John 5: 2-9 from “The Message”
Inside the city, near the Sheep Gate, was the pool of Bethesda, with five covered porches. Crowds of sick people – blind, lame or paralyzed – lay on the porches. One of the men lying there had been sick for thirty-eight years. When Jesus saw him and knew how long he had been ill, he asked him, “Would you like to get well?” “I can’t, sir,” the sick man said, “for I have no one to help me into the pool when the water is stirred up.
While I am trying to get there, someone else always gets in ahead of me.”
Jesus told him, “Stand up, pick up your sleeping mat, and walk!”
Instantly, the man was healed! He rolled up the mat and began walking!
I had a hard time sleeping last night because of some residual pain from an injury I had a few years back. I was also thinking about various people, wishing I could do something to help them along in their own painful journeys. I couldn’t put my mind fully at rest until I prayed for my friends and for myself. This scripture came to mind because it profoundly came alive to me several years back when I was in my darkest moment.
The man in scripture had been sick for 38 years. He was a paralytic, from what I can gather in this portion of reading. I know that this scripture has been used in many sermons over the years and I am by no means a theologian so I won’t attempt to shed deep theological light on it. I will only relate my simple thoughts.
Jesus knew that the man had been ill for 38 years. He knew. Jesus had the power and the knowledge to take this man’s affliction from him years ago and yet he remained by the pool waiting for what he thought would be his opportunity to receive his healing. He thought that he would be healed in the same manner in which the others were being healed; by stepping into the stirred waters. When Jesus questioned him about his desire to get well, the man was quick to say, “I can’t…no one will help me…someone always gets ahead of me.” And so the dialogue goes. I am sure that if we could have been there we would have heard much more conversation than what is noted. But what became very clear to me is that pivotal question, “Do you want to get well?”
I notice here probably more of what Jesus doesn’t say in this passage. He doesn’t say, “Hey, you guys step aside and let this guy get in the pool”. He doesn’t say, “Will someone come and help this man to his feet”. He doesn’t say, “I am Jesus, I will walk for you”. No. He says to the broken man, “Stand up, pick up your mat, and walk!” Out of a desire to do anything to receive healing the man did exactly that. He got up and he “began” walking. Scripture doesn’t tell us that he went out and climbed mountains or ran marathons.
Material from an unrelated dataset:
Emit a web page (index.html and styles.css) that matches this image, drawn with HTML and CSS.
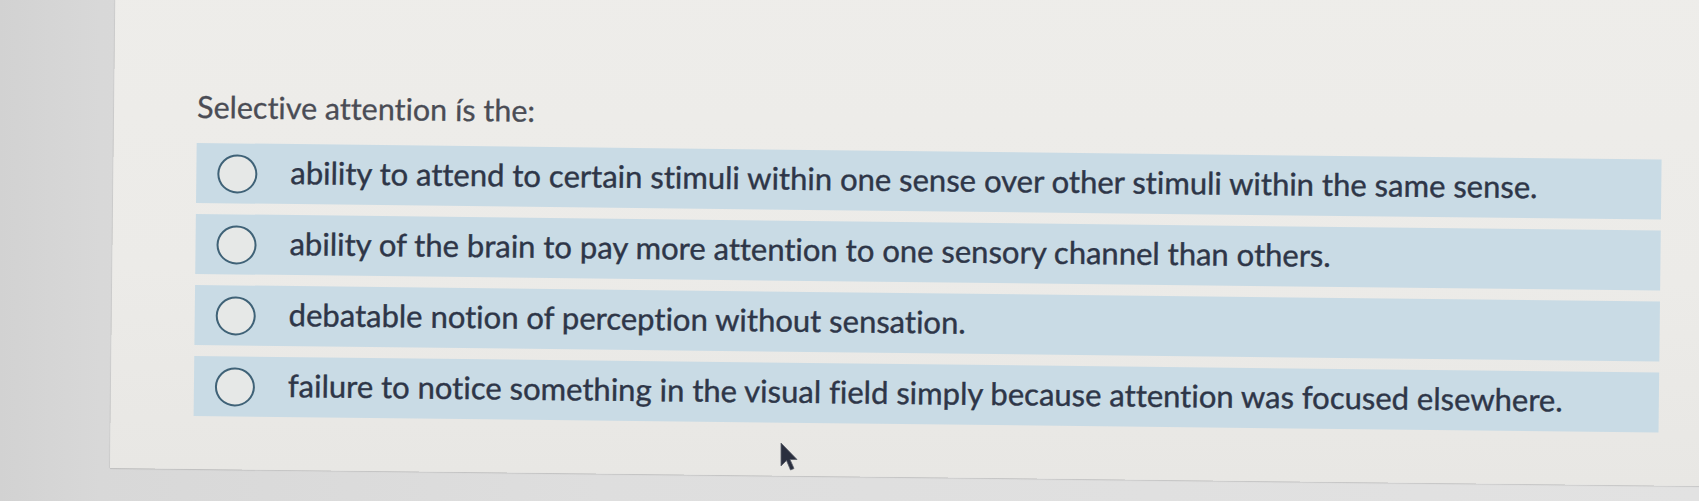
FILE: index.html
```html
<!DOCTYPE html>
<html lang="en">
<head>
<meta charset="utf-8">
<title>Selective attention</title>
<link rel="stylesheet" href="styles.css">
</head>
<body>
<div class="screen">
  <div class="panel">
    <h1 class="question">Selective attention ís the:</h1>
    <ul class="options">
      <li class="option"><span class="radio"></span><span class="label">ability to attend to certain stimuli within one sense over other stimuli within the same sense.</span></li>
      <li class="option"><span class="radio"></span><span class="label">ability of the brain to pay more attention to one sensory channel than others.</span></li>
      <li class="option"><span class="radio"></span><span class="label">debatable notion of perception without sensation.</span></li>
      <li class="option"><span class="radio"></span><span class="label">failure to notice something in the visual field simply because attention was focused elsewhere.</span></li>
    </ul>
  </div>
  <svg class="cursor" width="20" height="32" viewBox="0 0 20 32">
    <path d="M1 1 L1 24 L6.5 18.5 L10.5 28 L14 26.5 L10 17.5 L17 17.5 Z" fill="#2a2f3f" stroke="#5a5f6a" stroke-width="0.8" stroke-linejoin="round"/>
  </svg>
</div>
</body>
</html>
```

FILE: styles.css
```css
html, body {
  margin: 0;
  padding: 0;
}

body {
  background: #dadada;
  overflow: hidden;
  font-family: Lato, "Noto Sans", sans-serif;
  font-variant-ligatures: no-common-ligatures;
}

.screen {
  position: relative;
  width: 1699px;
  height: 501px;
  overflow: hidden;
  background: linear-gradient(90deg, #d2d2d2 0, #d8d8d8 100px, #dedede 600px, #e2e2e2 100%);
}

.panel {
  box-sizing: border-box;
  width: 1700px;
  height: 508px;
  margin-top: -40px;
  margin-left: 110px;
  padding: 127px 0 0 83px;
  background: linear-gradient(180deg, #eeedea 0, #ecebe8 60%, #e8e7e4 100%);
  box-shadow: 0 1px 1px rgba(0, 0, 0, 0.12), -1px 0 1px rgba(0, 0, 0, 0.05);
  transform: rotate(0.65deg);
  transform-origin: 0 100%;
}

.question {
  margin: 0;
  font-size: 30.5px;
  line-height: 36px;
  font-weight: 400;
  color: #4a4c55;
  -webkit-text-stroke: 0.3px #4a4c55;
}

.options {
  list-style: none;
  margin: 19px 0 0 0;
  padding: 0;
  width: 1465px;
  display: flex;
  flex-direction: column;
  gap: 11px;
}

.option {
  box-sizing: border-box;
  height: 60px;
  display: flex;
  align-items: center;
  background: #c9dbe5;
  padding: 0 0 4px 21px;
}

.radio {
  box-sizing: border-box;
  flex: none;
  width: 40px;
  height: 39px;
  border-radius: 50%;
  border: 2.5px solid #3f6277;
  background: #e6e8e7;
  margin: 4px 33px 0 0;
}

.label {
  font-size: 31px;
  line-height: 34px;
  color: #2e3648;
  white-space: nowrap;
  -webkit-text-stroke: 0.4px #2e3648;
}

.cursor {
  position: absolute;
  left: 780px;
  top: 442px;
}
```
Maybe the point of it is to know that he simply began. Are you desperate for healing? Are you wanting to hear the answer to the question that we all ask at some point, why? Do you need to take a step out on your own toward that healing or answer? I don’t know. What I do know is that for many years I felt paralyzed; paralyzed by fear, loneliness and depression. There came a day when I decided to “get up”. I took one step and then two and eventually the spring was even back in my step.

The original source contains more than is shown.